News

Terburuk Sejak Reformasi, Pemilu 2024 Disebut Sarat Penggelembungan Suara Paslon


Perkumpulan Jaga Pemilu menilai masa pencoblosan Pemilu 2024 merupakan pelaksanaan pesta demokrasi terburuk sejak era reformasi bergulir tahun 1998 lalu. Hal ini diungkapkan sejumlah aktivis yang tergabung dalam organisasi Jaga Pemilu seiring mencuatnya dugaan kecurangan yang terjadi di sejumlah Tempat Pemungutan Suara di Indonesia (TPS) saat hari pencoblosan Pemilu 2024 tangggal 14 Februari lalu.

Menurut perwakilan dari Divisi Advokasi dan Hukum Jaga Pemilu, Rusdi Marpaung, dugaan kecurangan yang paling banyak terjadi yakni penggelembungan suara salah satu pasangan calon presiden-calon wakil presiden (25 persen). Kemudian, tidak boleh mencoblos (11 persen) dan salah input data di platform rekapitulasi Sirekap milik Komisi Pemilihan Umum (11 persen).

Berikutnya, terkait politik uang (9 persen), pencoblosan ilegal (7 persen), permasalahan Daftar Pemilih Tetap (6 persen), upaya membatasi pengawas pemilu bekerja (6%) serta pelaksanaan pencoblosan yang bermasalah (5 persen).

“Sebelum pencoblosan sudah banyak masalah, mulai dari putusan Mahkamah Konstitusi, masa kampanye, pendaftaran dan netralitas aparat. Tak heran jika pada hari pencoblosan banyak lagi masalahnya,” kata Rusdi dalam keterangannya dikutip Minggu (25/2/2024).

Dia menjelaskan, hal tersebut menunjukkan para penyelenggara dan pengawas pemilu kehilangan fokus.

“Ini yang membuat pemilu 2024 menjadi yang terburuk sejak reformasi,” ujar Rusdi menyesalkan.

Dia mengungkapkan, data dugaan pelanggaran diperoleh dari 11 ribu penjaga dan relawan pemilu yang tersebar di seluruh wilayah di Indonesia yang memasok data rekapitulasi suara dan dugaan pelanggaran dari 1.000 TPS dan berupaya mengawalnya sampai kecamatan.

“Sampai saat ini JP (Jaga Pemilu) sudah melaporkan 207 dugaan pelanggaran. Dari jumlah itu, satu sudah ditindaklanjuti di mana KPU Makassar berkomunikasi dengan kami perihal dugaan itu,” katanya.

Sementara itu, Staf Migrant CARE Trisna Dwi Yuni Aresta mengatakan, pihaknya telah melaporkan empat peristiwa dugaan kecurangan pemilu yang terjadi di luar negeri kepada Bawaslu. Namun, laporan tersebut ditolak oleh Bawaslu karena dinyatakan tidak memenuhi syarat materiil.

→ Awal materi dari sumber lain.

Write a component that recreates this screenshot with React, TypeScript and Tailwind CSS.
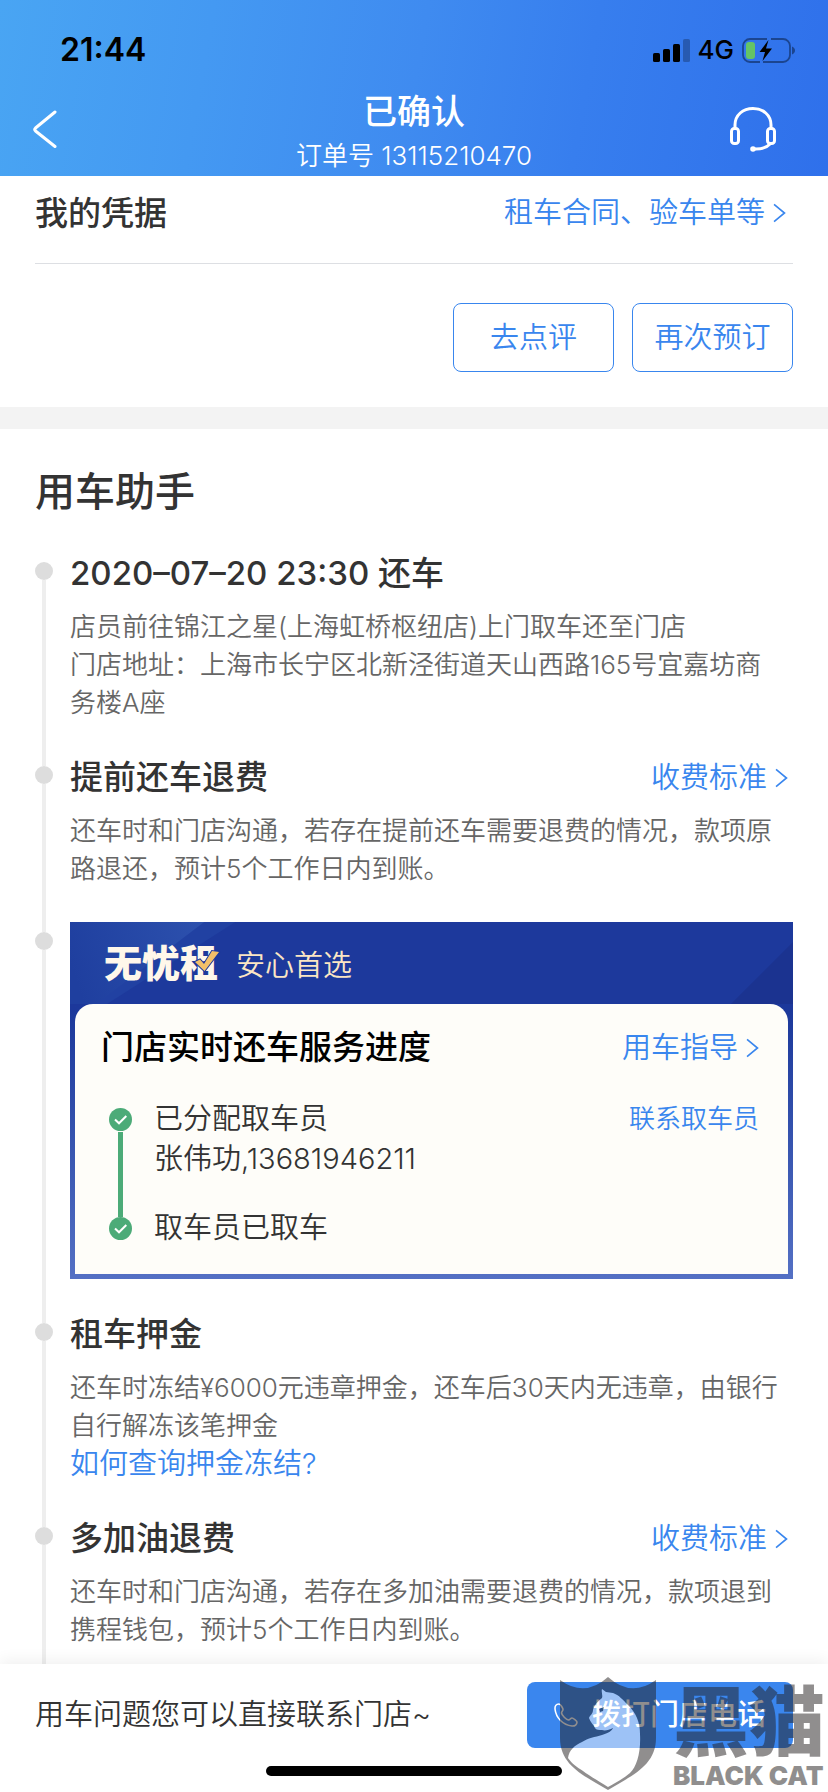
import React from 'react';

interface IconProps {
  className?: string;
}

const Chevron: React.FC<IconProps> = ({ className }) => (
  <svg viewBox="0 0 14 22" fill="none" stroke="currentColor" strokeWidth="1.8" className={className} aria-hidden="true">
    <path d="M1 1.5 12.5 11 1 20.5" />
  </svg>
);

const CheckDot: React.FC = () => (
  <svg viewBox="0 0 23 23" className="h-[23px] w-[23px] shrink-0" aria-hidden="true">
    <circle cx="11.5" cy="11.5" r="11.5" fill="#4cab78" />
    <path d="M6 11.5 10 15.3 17.3 8" fill="none" stroke="#fff" strokeWidth="2" />
  </svg>
);

const StatusBar: React.FC = () => (
  <div className="flex h-[100px] items-center justify-between pl-[60px] pr-[33px] text-black">
    <span className="text-[32px] font-semibold leading-none">21:44</span>
    <div className="flex items-center gap-2">
      <svg viewBox="0 0 37 23" className="h-[23px] w-[37px]" aria-hidden="true">
        <rect x="0" y="14" width="7" height="9" rx="1.6" />
        <rect x="10" y="10" width="7" height="13" rx="1.6" />
        <rect x="20" y="5" width="7" height="18" rx="1.6" />
        <rect x="30" y="0" width="7" height="23" rx="1.6" opacity="0.25" />
      </svg>
      <span className="text-[26px] font-medium leading-none">4G</span>
      <svg viewBox="0 0 53 25" className="h-[25px] w-[53px]" aria-hidden="true">
        <path
          d="M25 1H8a7 7 0 0 0-7 7v9a7 7 0 0 0 7 7h10M29 1h12a7 7 0 0 1 7 7v9a7 7 0 0 1-7 7H21"
          fill="none"
          stroke="#1b4590"
          strokeWidth="1.8"
        />
        <path d="M50 8.5c4 1.5 4 6.5 0 8z" fill="#1b4590" />
        <rect x="4" y="4" width="9" height="17" rx="3" fill="#65c466" />
        <path d="M26.5 2 17.5 14h5.5l-2.5 9 9.5-12.5h-6z" />
      </svg>
    </div>
  </div>
);

const Header: React.FC = () => (
  <header className="sticky top-0 z-10 h-[176px] bg-[linear-gradient(100deg,#49a5f3_0%,#4499f2_25%,#3f8bf0_50%,#377eee_70%,#2f70eb_100%)] text-white">
    <StatusBar />
    <div className="-mt-3 flex items-center justify-between pl-[32px] pr-[51px]">
      <button type="button" aria-label="返回" className="w-[67px] pb-[6px]">
        <svg viewBox="0 0 26 38" fill="none" stroke="currentColor" strokeWidth="3" strokeLinecap="round" strokeLinejoin="round" className="h-[38px] w-[26px]">
          <path d="M23 2 3.5 18Q2 19.5 3.5 21L23 36.5" />
        </svg>
      </button>
      <div className="text-center">
        <h1 className="text-[34px] font-medium leading-[48px]">已确认</h1>
        <p className="text-[26px] font-[350] leading-[40px]">订单号 13115210470</p>
      </div>
      <button type="button" aria-label="客服" className="w-[48px] pb-[6px]">
        <svg viewBox="0 0 48 46" fill="none" stroke="currentColor" strokeWidth="3" className="h-[46px] w-[48px]">
          <path d="M6 22v-3C6 9 14 2.5 24 2.5S42 9 42 19v3" />
          <rect x="2.5" y="22.5" width="7" height="15" rx="2.8" />
          <rect x="38.5" y="22.5" width="7" height="15" rx="2.8" />
          <path d="M41 38c-4 4.5-10 5.5-17 5" />
          <circle cx="24" cy="43" r="1.3" />
        </svg>
      </button>
    </div>
  </header>
);

const MoreLink: React.FC<{ label: string }> = ({ label }) => (
  <a href="#" className="flex items-center gap-2 text-[29px] font-[350] text-[#3986ee]">
    {label}
    <Chevron className="h-[20px] w-[13px]" />
  </a>
);

interface ItemProps {
  first?: boolean;
  last?: boolean;
  children: React.ReactNode;
}

const TimelineItem: React.FC<ItemProps> = ({ first, last, children }) => (
  <li className="flex gap-[17px]">
    <div className="flex w-[18px] shrink-0 flex-col items-center">
      <span className={first ? 'h-[10px] w-1' : 'h-[10px] w-1 bg-[#eee]'} />
      <span className="h-[18px] w-[18px] rounded-full bg-[#ddd]" />
      <span className="w-1 grow bg-[#eee]" />
    </div>
    <div className={last ? 'min-w-0 grow pb-[15px]' : 'min-w-0 grow pb-[34px]'}>{children}</div>
  </li>
);

const ItemTitle: React.FC<{ title: string; link?: string }> = ({ title, link }) => (
  <div className="mb-3 flex h-[44px] items-center justify-between pr-[5px]">
    <h3 className="text-[33px] font-medium text-[#333]">{title}</h3>
    {link && <MoreLink label={link} />}
  </div>
);

const ItemText: React.FC<{ children: React.ReactNode }> = ({ children }) => (
  <p className="whitespace-pre-line text-[26px] font-[350] leading-[38px] text-[#666]">{children}</p>
);

const ServiceCard: React.FC = () => (
  <section className="bg-linear-to-b from-[#1c389b] from-25% to-[#5470c4] px-[5px] pb-[5px]">
    <div className="relative -mx-[5px] flex h-[82px] items-center bg-[#1d399c] pl-[34px]">
      <svg viewBox="0 0 722 82" preserveAspectRatio="none" className="absolute inset-0 h-full w-full" aria-hidden="true">
        <defs>
          <linearGradient id="shine" x1="0" y1="0.5" x2="1" y2="0.3">
            <stop offset="0" stopColor="#1f3f9f" />
            <stop offset="1" stopColor="#2c50ad" />
          </linearGradient>
        </defs>
        <path d="M0 0h165L37 82H0z" fill="#2141a2" />
        <path d="M0 0h134L26 82H0z" fill="url(#shine)" />
        <path d="M722 20v62h-62z" fill="#1b3390" />
      </svg>
      <div className="relative text-[38px] font-black leading-[44px] text-[#fff7ea]">
        无忧租
        <svg viewBox="-2 -2 28 24" className="absolute right-[-3px] top-2 h-[24px] w-[28px]" aria-hidden="true">
          <path d="M0 11 5 8.5 9 13 17 0 24 1 9.5 20z" fill="#f3c069" stroke="#1d399c" strokeWidth="2" paintOrder="stroke" />
        </svg>
      </div>
      <span className="relative ml-[18px] mt-[6px] text-[29px] font-[350] text-[#fbe6c4]">安心首选</span>
    </div>
    <div className="bg-[linear-gradient(#1c389b,#2040a2)]">
      <div className="rounded-t-[18px] bg-[#fefdf9] pb-[26px] pl-[26px] pr-[29px] pt-[22px]">
        <div className="mb-[29px] flex h-[44px] items-center justify-between">
          <h3 className="text-[33px] font-medium text-black">门店实时还车服务进度</h3>
          <MoreLink label="用车指导" />
        </div>
        <ol className="pl-2 text-[29px] font-[350] leading-[40px] text-[#333]">
          <li className="flex gap-[22px]">
            <div className="flex shrink-0 flex-col items-center pt-[9px]">
              <CheckDot />
              <span className="mt-px w-[5px] grow bg-[#4cab78]" />
            </div>
            <div className="grow pb-[29px]">
              <p>已分配取车员</p>
              <p>张伟功,13681946211</p>
            </div>
            <a href="#" className="text-[26px] text-[#3986ee]">联系取车员</a>
          </li>
          <li className="flex gap-[22px]">
            <div className="flex shrink-0 flex-col items-center">
              <span className="h-[9px] w-[5px] bg-[#4cab78]" />
              <CheckDot />
            </div>
            <p>取车员已取车</p>
          </li>
        </ol>
      </div>
    </div>
  </section>
);

const Watermark: React.FC = () => (
  <div className="pointer-events-none absolute bottom-0 right-[3px] flex items-end gap-[16px] text-[#231f20] opacity-50">
    <svg viewBox="0 0 98 116" className="h-[116px] w-[98px]" aria-hidden="true">
      <path d="M1 4Q26 22 49 1Q72 22 97 4V62C97 90 72 100 49 114C26 100 1 90 1 62Z" fill="currentColor" />
      <path
        d="M43 13 47 16 54 17C60 19 64 24 69 29C77 37 81 46 81 58C82 76 78 90 71 97C64 103 56 107 49 111C38 104 29 99 24 95C18 91 13 88 9 82C10 74 16 69 23 66C29 62 36 61 43 59C49 57 53 55 54 52C50 54 46 55 43 54C40 54 37 54 36 52C35 49 31 46 30 42C31 39 34 38 34 34C35 30 37 27 43 22C44 19 42 16 43 13Z"
        fill="#fff"
      />
      <path d="M40 33 45 31 44 35 41 36z" fill="currentColor" />
    </svg>
    <div className="flex flex-col">
      <span className="text-[76px] font-black leading-[76px]">黑猫</span>
      <span className="text-[26px] font-black leading-[32px]">BLACK CAT</span>
    </div>
  </div>
);

const Footer: React.FC = () => (
  <footer className="sticky bottom-0 z-10 h-[128px] bg-white pt-[18px] shadow-[0_-4px_14px_rgba(0,0,0,0.06)]">
    <div className="flex h-[66px] items-center justify-between px-[35px]">
      <p className="text-[29px] font-[350] text-[#333]">用车问题您可以直接联系门店~</p>
      <button type="button" className="flex h-[66px] w-[266px] items-center justify-center gap-[14px] rounded-lg bg-[#3a86ee] text-[29px] font-medium text-white">
        <svg viewBox="0 0 24 24" fill="none" stroke="currentColor" strokeWidth="1.6" className="h-[24px] w-[24px]" aria-hidden="true">
          <path d="M5 1C2 1 .8 3 1 6c1 9 8 16 17 17 3 .2 5-1.5 5-4 0-1-4-4-5-4-1.5 0-2 2-3.5 2-2.5-.5-6.5-4.5-7-7C7.5 8.5 9 8 9 6.5 9 5 6.5 1 5 1z" />
        </svg>
        拨打门店电话
      </button>
    </div>
    <div className="mx-auto mt-[18px] h-[10px] w-[296px] rounded-full bg-black" />
    <Watermark />
  </footer>
);

const App: React.FC = () => (
  <div className="flex min-h-screen flex-col bg-white font-['Inter','Noto_Sans_CJK_SC',sans-serif]">
    <Header />
    <main className="flex grow flex-col">
      <section className="px-[35px] pb-[35px]">
        <div className="flex items-center justify-between border-b border-[#dddfe3] pb-[26px] pr-[7px] pt-[13px]">
          <h2 className="text-[33px] font-medium leading-[48px] text-[#333]">我的凭据</h2>
          <MoreLink label="租车合同、验车单等" />
        </div>
        <div className="mt-[39px] flex justify-end gap-[18px] text-[29px] font-[350] text-[#3986ee]">
          <button type="button" className="h-[69px] w-[161px] rounded-lg border border-[#3986ee]">去点评</button>
          <button type="button" className="h-[69px] w-[161px] rounded-lg border border-[#3986ee]">再次预订</button>
        </div>
      </section>
      <div className="h-[22px] bg-[#f3f3f3]" />
      <section className="flex grow flex-col px-[35px] pt-[37px]">
        <h2 className="mb-[34px] text-[40px] font-medium leading-[52px] text-[#333]">用车助手</h2>
        <ol className="grow">
          <TimelineItem first>
            <ItemTitle title="2020–07–20 23:30 还车" />
            <ItemText>
              {'店员前往锦江之星(上海虹桥枢纽店)上门取车还至门店\n门店地址：上海市长宁区北新泾街道天山西路165号宜嘉坊商\n务楼A座'}
            </ItemText>
          </TimelineItem>
          <TimelineItem>
            <ItemTitle title="提前还车退费" link="收费标准" />
            <ItemText>
              {'还车时和门店沟通，若存在提前还车需要退费的情况，款项原\n路退还，预计5个工作日内到账。'}
            </ItemText>
          </TimelineItem>
          <TimelineItem>
            <ServiceCard />
          </TimelineItem>
          <TimelineItem>
            <ItemTitle title="租车押金" />
            <ItemText>
              {'还车时冻结¥6000元违章押金，还车后30天内无违章，由银行\n自行解冻该笔押金'}
            </ItemText>
            <a href="#" className="block text-[29px] font-[350] leading-[38px] text-[#3986ee]">如何查询押金冻结?</a>
          </TimelineItem>
          <TimelineItem last>
            <ItemTitle title="多加油退费" link="收费标准" />
            <ItemText>
              {'还车时和门店沟通，若存在多加油需要退费的情况，款项退到\n携程钱包，预计5个工作日内到账。'}
            </ItemText>
          </TimelineItem>
        </ol>
      </section>
    </main>
    <Footer />
  </div>
);

export default App;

“Keempat laporan itu adalah dugaan pelanggaran terkait data pemilih ganda di New York dan Johor Bahru, insiden hadirnya calon legislatif Uya Kuya yang datang ke WTC Kuala Lumpur pada hari pencoblosan dan Ketua Bawaslu Rachmat Bagja dan komisioner lainnya hadir di lokasi serta adanya spanduk calon legislatif Tengku Adnan yang menempel di Kotak Suara Keliling di Malaysia,” katanya membeberkan.

Migrant Care mendorong agar KPU mengaudit logistik metode pos yang banyak menghilangkan surat suara. Terlebih, metode pos sering jadi alat perdagangan surat suara karena pengiriman metode pos tidak bisa ditelusuri.

“Di Hongkong misalnya, hanya 41 persen pemilih yang bisa menggunakan hak suaranya. Jumlah itu berkurang lagi karena pengguna hak pilih metode TPS (31 persen) ataupun metode pos (31 persen) hanya sebagian. Dari jumlah yang kurang, itu pun berkurang lagi dimana ada 49 persen yang tidak digunakan (kembali ke pengirim) atau tidak dikembalikan,” kata Trisna.

Pakar Hukum Tata Negara dari Universitas Andalas Feri Amsari menambahkan, berdasarkan temuan dari kecuranganpemilu.com, terjadi penggelembungan suara di 16 provinsi dan 83 kabupaten kota di seluruh Indonesia.

“Penggelembungan suara ini terjadi cukup merata di berbagai TPS di seluruh Indonesia. Kami mempertanyakan sistem Sirekap yang tetap menerima suara dari TPS di atas 300 suara padahal batasan suara di tiap TPS maksimal 300 suara. Seharusnya, sistem bisa menolak kalau ada TPS yang jumlahnya lebih dari 300 suara,” ujar Feri.